Air–water gas exchange in lakes and reservoirs measured from a moving platform by underwater eddy covariance

Abstract

AbstractAir–water exchange rates of gasses, such as O2, CO2, and CH4, are widely used in ecosystem studies of lakes and reservoirs, but their magnitudes are often difficult to assess. In this proof‐of‐concept study, we measured gas exchange by underwater eddy covariance in such lentic systems from a moving platform. We used an Acoustic Doppler Velocimeter and a fast‐responding O2‐temperature sensor mounted in the bow of a boat to measure water velocity, O2 concentration, and temperature below the air–water interface (~ 10 cm) while the boat was propelled at constant speed (~ 25 cm s−1) by an electric trolling motor. Fluxes of O2 and heat across the air–water interface and standard gas exchange coefficients, k600, were calculated for every 3 min of traveled distance (~ 45 m). All deployments were done under calm low‐wind conditions where empirical relationships for k600 are most uncertain. Deployment averages of k600 ranged from 0.070 to 0.39 m d−1 and were strongly correlated with both the heat flux and the water temperature. In one deployment, a > 20% variation in mean water column O2 concentration was measured along a 1 km long transect of a reservoir.

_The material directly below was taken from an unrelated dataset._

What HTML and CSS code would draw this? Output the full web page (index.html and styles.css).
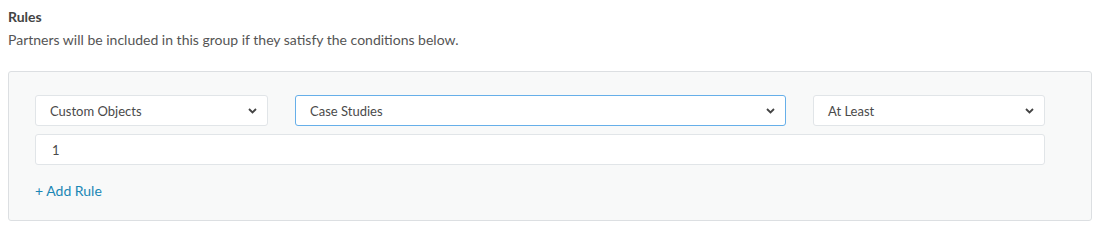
FILE: index.html
```html
<!DOCTYPE html>
<html>
<head>
<meta charset="utf-8">
<link rel="stylesheet" href="styles.css">
</head>
<body>
<div class="section">
  <div class="title">Rules</div>
  <div class="subtitle">Partners will be included in this group if they satisfy the conditions below.</div>
  <div class="panel">
    <div class="row">
      <div class="select"><span>Custom Objects</span><svg class="chev" width="9" height="6" viewBox="0 0 9 6"><path d="M1 1 L4.5 4.5 L8 1" fill="none" stroke="#444" stroke-width="1.8"/></svg></div>
      <div class="select focus"><span>Case Studies</span><svg class="chev" width="9" height="6" viewBox="0 0 9 6"><path d="M1 1 L4.5 4.5 L8 1" fill="none" stroke="#444" stroke-width="1.8"/></svg></div>
      <div class="select"><span>At Least</span><svg class="chev" width="9" height="6" viewBox="0 0 9 6"><path d="M1 1 L4.5 4.5 L8 1" fill="none" stroke="#444" stroke-width="1.8"/></svg></div>
    </div>
    <div class="input">1</div>
    <a class="add">+ Add Rule</a>
  </div>
</div>
</body>
</html>
```
FILE: styles.css
```css
body {
  margin: 8px;
  font-family: Lato, "Open Sans", sans-serif;
  color: #444;
  background: #fff;
}
.title {
  font-size: 14px;
  font-weight: bold;
  color: #444;
  line-height: 18px;
  margin-top: 0;
}
.subtitle {
  font-size: 14px;
  color: #555;
  line-height: 20px;
  margin-top: 4px;
}
.panel {
  margin-top: 21px;
  border: 1px solid #dcdfe2;
  border-radius: 3px;
  background: #f8f9f9;
  padding: 23px 46px 19px 26px;
}
.row {
  display: grid;
  grid-template-columns: 233px 491px 1fr;
  column-gap: 27px;
}
.select, .input {
  box-sizing: border-box;
  height: 31px;
  background: #fff;
  border: 1px solid #e1e5e8;
  border-radius: 3px;
  font-size: 13px;
  color: #4a4a4a;
  display: flex;
  align-items: center;
}
.select {
  justify-content: space-between;
  padding: 0 10px 0 14px;
}
.select.focus {
  border-color: #66afe9;
}
.chev {
  display: block;
}
.input {
  margin-top: 8px;
  padding-left: 16px;
}
.add {
  display: inline-block;
  margin-top: 16px;
  font-size: 14px;
  color: #1a87b5;
  line-height: 20px;
}
```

Given the typical size of O2 concentration differences over the air–water interface that drive gas exchange, such lateral variations can, even at a near‐constant exchange coefficient, result in highly biased whole‐ecosystem fluxes if based on stationary single‐point O2 measurements. “Mobile” aquatic eddy covariance measurements enable quantification of gas exchange in lakes and reservoirs under true in situ conditions and with high temporal and spatial resolution.